When America’s favorite muscle car was introduced to a curious crowd at the World’s Fair in New York in 1964, it was an instant hit. On the first day that the 1965 Mustang went on sale, over 22,000 Mustangs were sold against Ford’s 100,000 first-year sales projection. The Ford Mustang would go on to establish a new muscle car genre, effectively disrupting the American car industry in the process.
Here’s a brief look into the Mustang’s tire-burning history through the years.
First Generation (1964-1973):
Even though the first Mustang was marketed as a 1965 model, Ford made several changes to the original model between April and August of 1964, with many options for cars built during this period. The first generation would see several key changes in body shape, drivetrain, and engine types, with buyers getting anything from an economical town car to a mean, tire-burning beast for the racetrack.
Between 1967 and 1973, the first generation of the Ford Mustang saw many significant changes. Between 1967 and 1968, the Ford Mustang spotted a big-block engine, which resulted in a longer, wider, and heavier car. The V-8, 6.4-liter engine could spew up to 335 hp, with the car’s interior and exterior trim getting a remake. During this time, Ford introduced the 7.0-litre, Cobra Jet V-8 for drag racing, a track monster that could spew up to 335 hp on the track.
The 1969 Mustang got bigger still, with a new 5.8-liter V-8 engine and additions to length and width. The Boss and Mach models also premiered during this period, with the Boss rocking a huge 7.0-liter engine with 375 hp. However, sales began waning, and for the first time in almost five years, only 200,000 Mustangs were sold in 1970.
Emission rules drove customers away from muscle cars, and in the process, the Mustang’s collection of large engines had mostly disappeared, leaving the 251-cid as the largest engine by the end of 1973.
Second Generation: Mustang II (1974-1978)
By the end of 1973, most automakers had ditched their muscle cars on the back of tightening emission riles. To address consumers’ growing need for an economical car, Ford introduced the Mustang II, a subcompact that came with either a four-cylinder, 2.3-liter engine, or a 2.8-liter V-6. It was considered successful, with Ford selling about 386,000 Mustang IIs in 1974.
The end of 1974 coincided with the end of the oil embargo that had seen the price of gas skyrocket into new highs. Consequently, Americans began to warm up to the idea of big cars, and Ford responded by offering consumers a taste of some of the old Mustang goodness.

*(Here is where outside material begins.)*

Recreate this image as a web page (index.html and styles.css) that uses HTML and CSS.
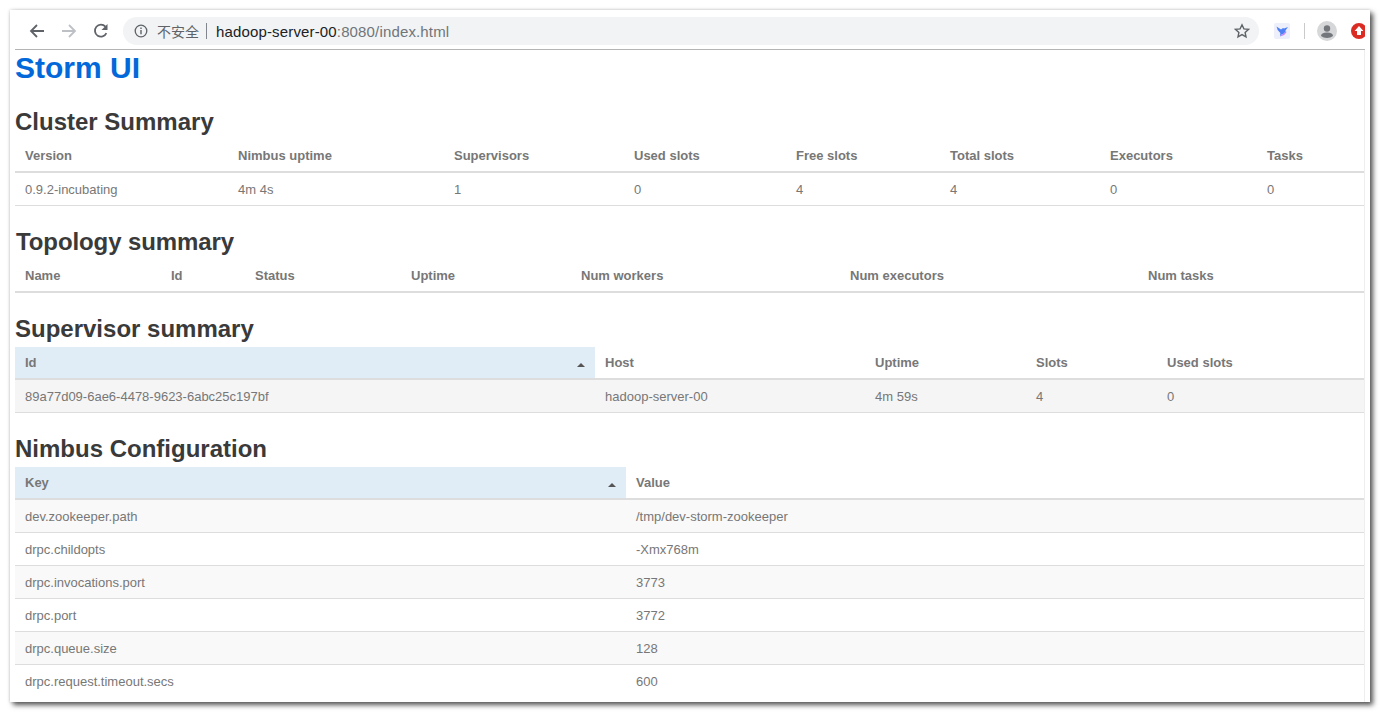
FILE: index.html
```html
<!DOCTYPE html>
<html lang="en">
<head>
<meta charset="utf-8">
<title>Storm UI</title>
<link rel="stylesheet" href="styles.css">
</head>
<body>
<div class="window">
  <header class="toolbar">
    <svg class="nav" viewBox="0 0 16 16"><path d="M15 8H2.5M8 2 2 8l6 6" fill="none" stroke="#5f6368" stroke-width="1.8"/></svg>
    <svg class="nav" viewBox="0 0 16 16"><path d="M1 8h12.5M8 2l6 6-6 6" fill="none" stroke="#bdc1c6" stroke-width="1.8"/></svg>
    <svg class="nav" viewBox="0 0 16 16"><path d="M13.4 10.2A6 6 0 1 1 12.4 3.6" fill="none" stroke="#5f6368" stroke-width="1.8"/><path d="M14.5 1v6h-6z" fill="#5f6368"/></svg>
    <div class="omnibox">
      <svg class="info" viewBox="0 0 14 14"><circle cx="7" cy="7" r="5.8" fill="none" stroke="#5f6368" stroke-width="1.3"/><path d="M7 6v4.2M7 3.6v1.4" stroke="#5f6368" stroke-width="1.4"/></svg>
      <span class="insecure">不安全</span>
      <span class="sep"></span>
      <span class="url">hadoop-server-00<span class="url-dim">:8080/index.html</span></span>
      <svg class="star" viewBox="0 0 16 16"><path d="m8 1.8 1.9 4.1 4.5.5-3.3 3 .9 4.4L8 11.6l-4 2.2.9-4.4-3.3-3 4.5-.5z" fill="none" stroke="#5f6368" stroke-width="1.4"/></svg>
    </div>
    <svg class="ext" viewBox="0 0 16 16"><rect width="16" height="16" rx="2" fill="#edf0fb"/><path d="M2.5 3.5 7 6.5l2-1.5 1 .5 4-1.5-2.5 3.5Q11 11 7.5 11.5L6 13.5 6.3 10Q3.2 8 2.5 3.5z" fill="#4f80f5"/><path d="M6 13.5 7.5 11.5Q11 11 11.5 7.5L12.5 9Q11 12.5 6 13.5z" fill="#c984f2"/></svg>
    <span class="tool-sep"></span>
    <svg class="avatar" viewBox="0 0 20 20"><circle cx="10" cy="10" r="10" fill="#d6d7d9"/><circle cx="10" cy="7.5" r="3.2" fill="#73767a"/><path d="M4 15q0-3.6 6-3.6t6 3.6q-2.4 2-6 2t-6-2z" fill="#73767a"/></svg>
    <svg class="addon" viewBox="0 0 14 16"><circle cx="8" cy="8" r="8" fill="#db2c24"/><path d="M8 3 3.6 8H6v4h4V8h2.4z" fill="#fff"/></svg>
  </header>
  <main class="page">
    <h1 class="title">Storm UI</h1>

    <h2 class="heading heading-cluster">Cluster Summary</h2>
    <table class="grid">
      <colgroup><col class="c213"><col class="c216"><col class="c180"><col class="c162"><col class="c154"><col class="c160"><col class="c157"><col></colgroup>
      <thead><tr><th>Version</th><th>Nimbus uptime</th><th>Supervisors</th><th>Used slots</th><th>Free slots</th><th>Total slots</th><th>Executors</th><th>Tasks</th></tr></thead>
      <tbody><tr class="plain"><td>0.9.2-incubating</td><td>4m 4s</td><td>1</td><td>0</td><td>4</td><td>4</td><td>0</td><td>0</td></tr></tbody>
    </table>

    <h2 class="heading heading-topology">Topology summary</h2>
    <table class="grid">
      <colgroup><col class="c146"><col class="c84"><col class="c156"><col class="c170"><col class="c269"><col class="c298"><col></colgroup>
      <thead><tr><th>Name</th><th>Id</th><th>Status</th><th>Uptime</th><th>Num workers</th><th>Num executors</th><th>Num tasks</th></tr></thead>
    </table>

    <h2 class="heading heading-supervisor">Supervisor summary</h2>
    <table class="grid">
      <colgroup><col class="c580"><col class="c270"><col class="c161"><col class="c131"><col></colgroup>
      <thead><tr><th class="sorted">Id</th><th>Host</th><th>Uptime</th><th>Slots</th><th>Used slots</th></tr></thead>
      <tbody><tr class="odd-strong"><td>89a77d09-6ae6-4478-9623-6abc25c197bf</td><td>hadoop-server-00</td><td>4m 59s</td><td>4</td><td>0</td></tr></tbody>
    </table>

    <h2 class="heading heading-nimbus">Nimbus Configuration</h2>
    <table class="grid">
      <colgroup><col class="c611"><col></colgroup>
      <thead><tr><th class="sorted">Key</th><th>Value</th></tr></thead>
      <tbody>
        <tr class="odd"><td>dev.zookeeper.path</td><td>/tmp/dev-storm-zookeeper</td></tr>
        <tr class="plain"><td>drpc.childopts</td><td>-Xmx768m</td></tr>
        <tr class="odd"><td>drpc.invocations.port</td><td>3773</td></tr>
        <tr class="plain"><td>drpc.port</td><td>3772</td></tr>
        <tr class="odd"><td>drpc.queue.size</td><td>128</td></tr>
        <tr class="plain last"><td>drpc.request.timeout.secs</td><td>600</td></tr>
      </tbody>
    </table>
  </main>
</div>
</body>
</html>
```
FILE: styles.css
```css
* { box-sizing: border-box; }
html, body { margin: 0; height: 100%; background: #fff; overflow: hidden; }
body { padding: 10px 11px 11px 10px; font-family: "Liberation Sans", Arial, sans-serif; }
.window {
  height: 692px;
  background: #fff;
  box-shadow: 3px 3px 5px #555, 0 0 3px rgba(0,0,0,.18);
  overflow: hidden;
}
.toolbar {
  height: 40px;
  margin: 0 5px;
  padding: 7px 0 0 14px;
  border-bottom: 1px solid #b4b4b4;
  display: flex;
  align-items: flex-start;
  overflow: hidden;
}
.nav { width: 16px; height: 16px; margin: 6px 16px 0 0; flex: none; }
.omnibox {
  flex: none;
  width: 1136px;
  height: 28px;
  margin-left: -2px;
  border-radius: 14px;
  background: #f1f3f4;
  display: flex;
  align-items: center;
  padding: 0 9px 0 11px;
  margin-right: 15px;
}
.info { width: 14px; height: 14px; flex: none; }
.insecure { margin-left: 9px; font: 14px "Noto Sans CJK SC", sans-serif; color: #5f6368; line-height: 20px; }
.sep { width: 1px; height: 16px; background: #80868b; margin: 0 9px 0 7px; }
.url { font-size: 15px; color: #202124; flex: 1; letter-spacing: .15px; }
.url-dim { color: #70757a; }
.star { width: 16px; height: 16px; flex: none; }
.ext { width: 16px; height: 16px; margin-top: 6px; flex: none; }
.tool-sep { width: 1px; height: 16px; background: #c8cacc; margin: 6px 12px 0 14px; flex: none; }
.avatar { width: 20px; height: 20px; margin-top: 4px; flex: none; }
.addon { width: 14px; height: 16px; margin: 6px 0 0 14px; flex: none; }
.page { margin: 0 5px; border-right: 1px solid #eee; height: 652px; overflow: hidden; }
.title { margin: 0; font-size: 30px; line-height: 36px; font-weight: 700; color: #0368d9; }
.heading { margin: 0 0 4px; font-size: 24px; line-height: 28px; font-weight: 700; color: #3a3a3a; }
.heading-cluster { margin-top: 22px; }
.heading-topology { margin: 22px 0 4px 1px; letter-spacing: -.1px; }
.heading-supervisor { margin-top: 22px; }
.heading-nimbus { margin-top: 22px; }
.grid {
  width: 1349px;
  border-collapse: collapse;
  table-layout: fixed;
  font-size: 13px;
  color: #777;
}
.grid th {
  height: 32px;
  padding: 0 10px;
  text-align: left;
  font-weight: 700;
  border-bottom: 2px solid #ddd;
  color: #777;
}
.grid td {
  height: 33px;
  padding: 1px 10px 0;
  border-bottom: 1px solid #ddd;
}
.sorted { background: #e1edf6; position: relative; }
.sorted::after {
  content: "";
  position: absolute;
  right: 10px;
  top: 16px;
  border: 4px solid transparent;
  border-top: 0;
  border-bottom: 4px solid #555;
}
.odd td { background: #f9f9f9; }
.grid .odd-strong td { background: #f5f5f5; height: 34px; }
.last td { border-bottom: 0; }
.c213 { width: 213px; } .c216 { width: 216px; } .c180 { width: 180px; } .c162 { width: 162px; }
.c154 { width: 154px; } .c160 { width: 160px; } .c157 { width: 157px; }
.c146 { width: 146px; } .c84 { width: 84px; } .c156 { width: 156px; } .c170 { width: 170px; }
.c269 { width: 269px; } .c298 { width: 298px; }
.c580 { width: 580px; } .c270 { width: 270px; } .c161 { width: 161px; } .c131 { width: 131px; }
.c611 { width: 611px; }
```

As automakers learned to work emissions into performance tuning, Ford slowly began building performance engines, with the 2.3-litre turbo making a comeback for 1983. There was also a 5.0 High Output engine with 210 hp for the 1985 model.
Fourth Generation (1994-1998):
The fourth generation of the Mustang was still based on the Fox platform, but an updated version from previous years. Ford made significant efforts to improve performance and styling, with models from this generation spotting a beefed-up chassis and a 3.8-liter V-6 coming as standard. In 1996, the 4.9-liter V-8, which had made a comeback a few years earlier, was replaced by a 4.6-liter OHC V-8.

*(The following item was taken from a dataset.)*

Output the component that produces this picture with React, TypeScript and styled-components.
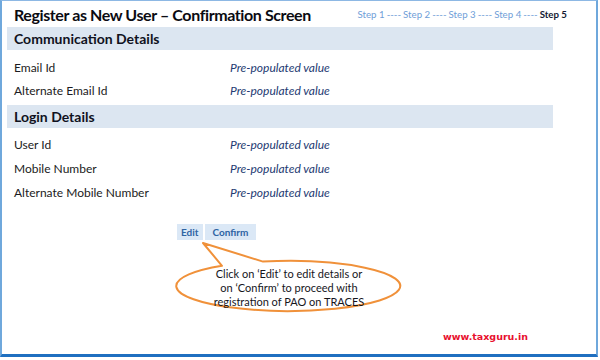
import React from "react";
import styled, { createGlobalStyle } from "styled-components";

const GlobalStyle = createGlobalStyle`
  html, body {
    margin: 0;
    padding: 0;
    background: #ffffff;
  }
  body {
    font-family: Lato, "Open Sans", sans-serif;
  }
`;

interface Field {
  label: string;
  value: string;
}

const communication: Field[] = [
    { label: "Email Id", value: "Pre-populated value" },
    { label: "Alternate Email Id", value: "Pre-populated value" },
  ],
  login: Field[] = [
    { label: "User Id", value: "Pre-populated value" },
    { label: "Mobile Number", value: "Pre-populated value" },
    { label: "Alternate Mobile Number", value: "Pre-populated value" },
  ],
  steps = ["Step 1", "Step 2", "Step 3", "Step 4", "Step 5"];

const Frame = styled.div`
    box-sizing: border-box;
    width: 598px;
    height: 357px;
    display: flex;
    flex-direction: column;
    border-top: 1px solid #8db8e4;
    border-left: 2px solid #6fa8dc;
    border-right: 2px solid #6fa8dc;
    border-bottom: 3px solid #1f6fc0;
    background: #ffffff;
  `,
  Header = styled.div`
    height: 26px;
    display: flex;
    align-items: center;
    justify-content: space-between;
    padding: 0 29px 0 12px;
  `,
  Title = styled.h1`
    margin: 0;
    font-size: 16px;
    font-weight: 700;
    color: #0b0b12;
    letter-spacing: -0.4px;
  `,
  Steps = styled.div`
    display: flex;
    gap: 2px;
    font-size: 9.7px;
    color: #6f9ed8;
    white-space: pre;
  `,
  Step = styled.span<{ $current?: boolean }>`
    font-weight: ${(p) => (p.$current ? 700 : 400)};
    color: ${(p) => (p.$current ? "#141a33" : "#6f9ed8")};
  `,
  Band = styled.div`
    box-sizing: border-box;
    width: 546px;
    height: 23px;
    margin-left: 5px;
    padding-left: 7px;
    display: flex;
    align-items: center;
    background: #dce6f1;
    font-size: 14px;
    font-weight: 700;
    color: #10121e;
  `,
  Rows = styled.div<{ $gap: number; $top: number }>`
    display: flex;
    flex-direction: column;
    padding: ${(p) => p.$top}px 0 0 12px;
    margin-bottom: 3px;
    & > div {
      height: ${(p) => p.$gap}px;
    }
  `,
  Row = styled.div`
    display: grid;
    grid-template-columns: 216px 1fr;
    align-items: center;
    font-size: 12px;
  `,
  Label = styled.span`
    color: #1b1b22;
  `,
  Value = styled.span`
    font-style: italic;
    color: #243a72;
  `,
  Actions = styled.div`
    display: flex;
    gap: 2px;
    margin: 17px 0 0 175px;
  `,
  Button = styled.button<{ $pad?: number }>`
    height: 16px;
    padding: 0 ${(p) => p.$pad ?? 4}px;
    border: 0;
    background: #dbe8f6;
    color: #2f64a3;
    font-family: Lato, "Open Sans", sans-serif;
    font-size: 10px;
    font-weight: 700;
    cursor: pointer;
  `,
  Callout = styled.div`
    position: relative;
    width: 230px;
    height: 72px;
    margin: 2px 0 0 172px;
    svg {
      display: block;
    }
  `,
  CalloutText = styled.div`
    position: absolute;
    left: 0;
    top: 25px;
    width: 230px;
    text-align: center;
    font-size: 11px;
    line-height: 14px;
    color: #16161c;
  `,
  Footer = styled.div`
    margin-top: auto;
    display: flex;
    justify-content: flex-end;
    padding: 0 68px 12px 0;
  `,
  Site = styled.span`
    font-family: "DejaVu Sans", sans-serif;
    font-size: 9.5px;
    font-weight: 700;
    color: #e8102e;
  `;

const FieldRows: React.FC<{ fields: Field[]; gap: number; top: number }> = ({
  fields,
  gap,
  top,
}) => (
  <Rows $gap={gap} $top={top}>
    {fields.map((f) => (
      <Row key={f.label}>
        <Label>{f.label}</Label>
        <Value>{f.value}</Value>
      </Row>
    ))}
  </Rows>
);

const App: React.FC = () => (
  <>
    <GlobalStyle />
    <Frame>
      <Header>
        <Title>Register as New User – Confirmation Screen</Title>
        <Steps>
          {steps.map((s, i) => (
            <React.Fragment key={s}>
              <Step $current={i === steps.length - 1}>{s}</Step>
              {i < steps.length - 1 && <span>----</span>}
            </React.Fragment>
          ))}
        </Steps>
      </Header>
      <Band>Communication Details</Band>
      <FieldRows fields={communication} gap={23} top={6} />
      <Band>Login Details</Band>
      <FieldRows fields={login} gap={24} top={4} />
      <Actions>
        <Button $pad={4}>Edit</Button>
        <Button $pad={8}>Confirm</Button>
      </Actions>
      <Callout>
        <svg width="230" height="72" viewBox="0 0 230 72">
          <path
            d="M 89 19.6 A 112 25 0 1 1 48 23.8 L 29 1 Z"
            fill="#ffffff"
            stroke="#f0913a"
            strokeWidth="2"
            strokeLinejoin="round"
          />
        </svg>
        <CalloutText>
          Click on ‘Edit’ to edit details or
          <br />
          on ‘Confirm’ to proceed with
          <br />
          registration of PAO on TRACES
        </CalloutText>
      </Callout>
      <Footer>
        <Site>www.taxguru.in</Site>
      </Footer>
    </Frame>
  </>
);

export default App;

In 1999, the Mustang got a facelift, with the 1999 SVT Cobra becoming the first Mustang to spot an independent rear suspension. The 2003 Cobra was gifted with the fastest engine at the time, a supercharged, 4.6-liter V-8 with 390hp.
Fifth Generation (2005-2014):
In 2005, Ford went retro with the introduction of the squared-off shape similar to the Mustang’s first generation. Ford moved away from the Fox platform, with the new Mustang rocking a 4.0-liter V-6 for base models. With positive feedback from consumers, Ford stuck with this new design for the Mustang, with new engines coming in for the 2011 model, including a massive 5.0-liter V-8 that put out 412 hp.
Sixth Generation (2015 – onwards):
Ford’s latest version of the Mustang was unveiled in 2013 as a 2015 model, commemorating the muscle car’s 50th anniversary. Independent rear suspension became standard, and Ford introduced a new four-cylinder, 2.3-liter turbocharged engine capable of an impressive 310hp.
The V-6 that had been in the line-up for years was finally dropped in 2018, and Ford announced plans for a new electric crossover known as the 2020 Mustang Mach-E.